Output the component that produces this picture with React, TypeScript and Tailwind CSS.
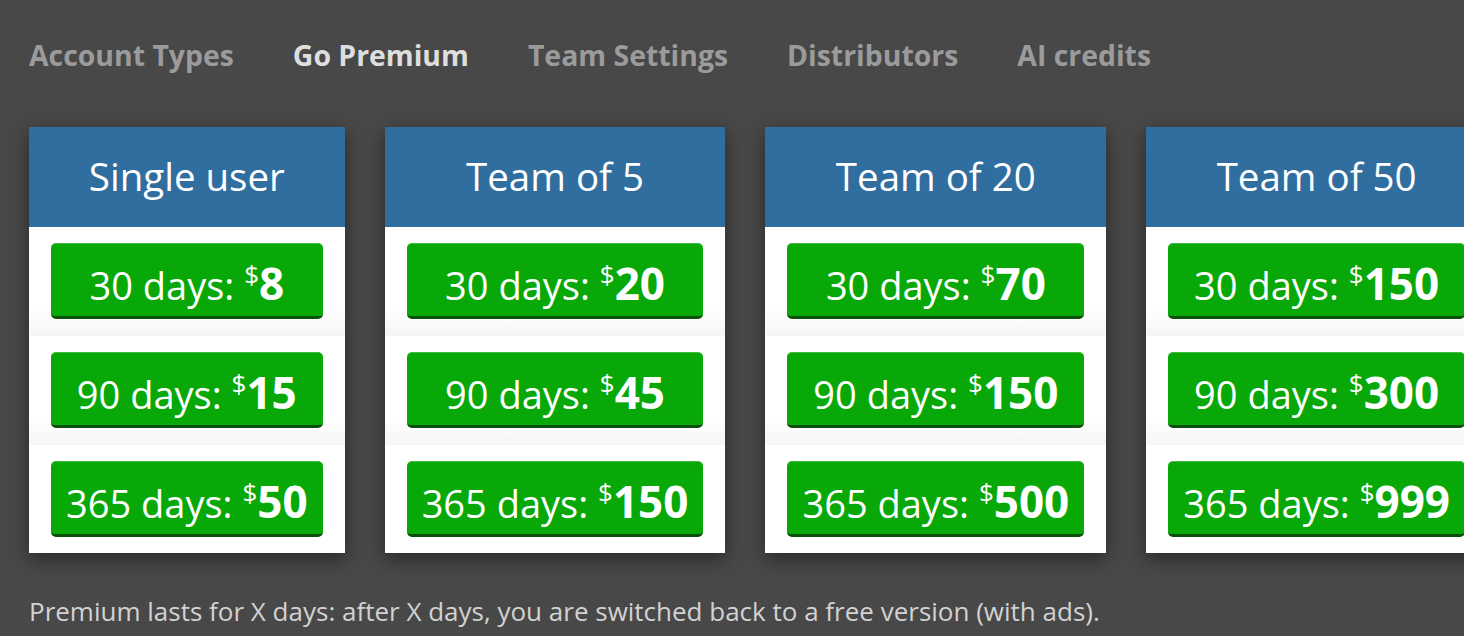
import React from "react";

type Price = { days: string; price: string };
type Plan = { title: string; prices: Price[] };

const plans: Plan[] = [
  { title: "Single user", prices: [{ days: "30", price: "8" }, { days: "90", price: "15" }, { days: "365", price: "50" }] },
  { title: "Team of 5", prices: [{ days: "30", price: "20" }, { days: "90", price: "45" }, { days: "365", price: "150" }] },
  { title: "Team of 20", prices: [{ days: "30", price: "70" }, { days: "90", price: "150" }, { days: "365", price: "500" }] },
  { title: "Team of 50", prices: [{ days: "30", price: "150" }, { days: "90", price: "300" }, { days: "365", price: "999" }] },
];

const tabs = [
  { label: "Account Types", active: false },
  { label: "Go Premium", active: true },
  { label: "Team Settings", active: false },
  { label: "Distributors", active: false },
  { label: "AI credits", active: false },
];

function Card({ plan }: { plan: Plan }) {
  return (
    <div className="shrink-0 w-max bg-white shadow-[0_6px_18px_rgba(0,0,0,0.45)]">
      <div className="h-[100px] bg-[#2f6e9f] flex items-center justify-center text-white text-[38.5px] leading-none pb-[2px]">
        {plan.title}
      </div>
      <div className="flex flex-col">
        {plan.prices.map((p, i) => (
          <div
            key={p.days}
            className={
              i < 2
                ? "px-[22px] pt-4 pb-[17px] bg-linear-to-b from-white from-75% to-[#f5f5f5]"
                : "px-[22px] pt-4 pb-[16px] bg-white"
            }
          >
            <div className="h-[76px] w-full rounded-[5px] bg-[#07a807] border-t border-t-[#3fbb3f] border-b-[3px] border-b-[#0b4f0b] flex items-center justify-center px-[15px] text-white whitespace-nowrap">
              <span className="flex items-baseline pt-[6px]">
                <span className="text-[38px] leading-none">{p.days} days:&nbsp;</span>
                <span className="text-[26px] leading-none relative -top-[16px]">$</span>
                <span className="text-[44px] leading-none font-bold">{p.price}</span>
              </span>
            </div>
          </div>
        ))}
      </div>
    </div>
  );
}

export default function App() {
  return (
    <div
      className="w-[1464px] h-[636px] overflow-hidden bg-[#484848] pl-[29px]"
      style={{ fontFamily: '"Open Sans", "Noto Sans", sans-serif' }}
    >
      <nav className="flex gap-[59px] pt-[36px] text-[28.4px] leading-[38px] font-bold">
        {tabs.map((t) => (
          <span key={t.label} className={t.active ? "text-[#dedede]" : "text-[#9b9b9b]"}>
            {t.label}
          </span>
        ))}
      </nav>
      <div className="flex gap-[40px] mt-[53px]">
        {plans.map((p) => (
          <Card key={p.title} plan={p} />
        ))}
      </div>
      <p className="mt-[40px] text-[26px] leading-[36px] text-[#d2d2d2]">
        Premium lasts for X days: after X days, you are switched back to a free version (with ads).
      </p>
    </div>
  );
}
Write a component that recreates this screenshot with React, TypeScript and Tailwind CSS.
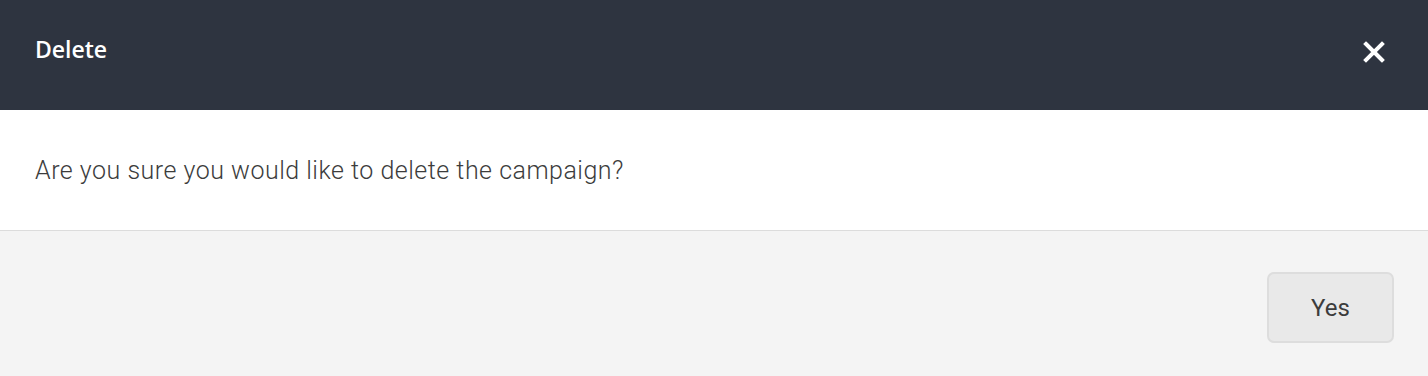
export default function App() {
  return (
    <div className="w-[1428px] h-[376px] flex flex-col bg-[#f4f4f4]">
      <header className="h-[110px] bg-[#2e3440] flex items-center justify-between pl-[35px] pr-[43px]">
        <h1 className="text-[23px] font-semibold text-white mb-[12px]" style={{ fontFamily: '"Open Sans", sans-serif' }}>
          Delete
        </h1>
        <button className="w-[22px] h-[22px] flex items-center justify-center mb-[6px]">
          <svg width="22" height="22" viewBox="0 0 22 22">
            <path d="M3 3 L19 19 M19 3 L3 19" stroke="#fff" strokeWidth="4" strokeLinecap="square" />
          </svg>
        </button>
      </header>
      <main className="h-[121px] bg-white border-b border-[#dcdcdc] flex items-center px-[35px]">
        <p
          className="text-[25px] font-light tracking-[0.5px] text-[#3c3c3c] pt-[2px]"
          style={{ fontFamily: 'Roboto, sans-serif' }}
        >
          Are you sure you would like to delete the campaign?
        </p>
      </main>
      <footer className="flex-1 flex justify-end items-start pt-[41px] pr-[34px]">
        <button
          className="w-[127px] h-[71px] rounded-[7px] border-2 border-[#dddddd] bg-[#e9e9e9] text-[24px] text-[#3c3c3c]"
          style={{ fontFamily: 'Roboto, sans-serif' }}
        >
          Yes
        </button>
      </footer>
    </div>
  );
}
◇ ◇ ◇ ◇
Exercise directions> Repeat, word for word and with no pictures, only the lines running from the beginning of the data to the line that contains "string; prices: Price[]".

Result of this task>
Output the component that produces this picture with React, TypeScript and Tailwind CSS.
import React from "react";

type Price = { days: string; price: string };
type Plan = { title: string; prices: Price[] };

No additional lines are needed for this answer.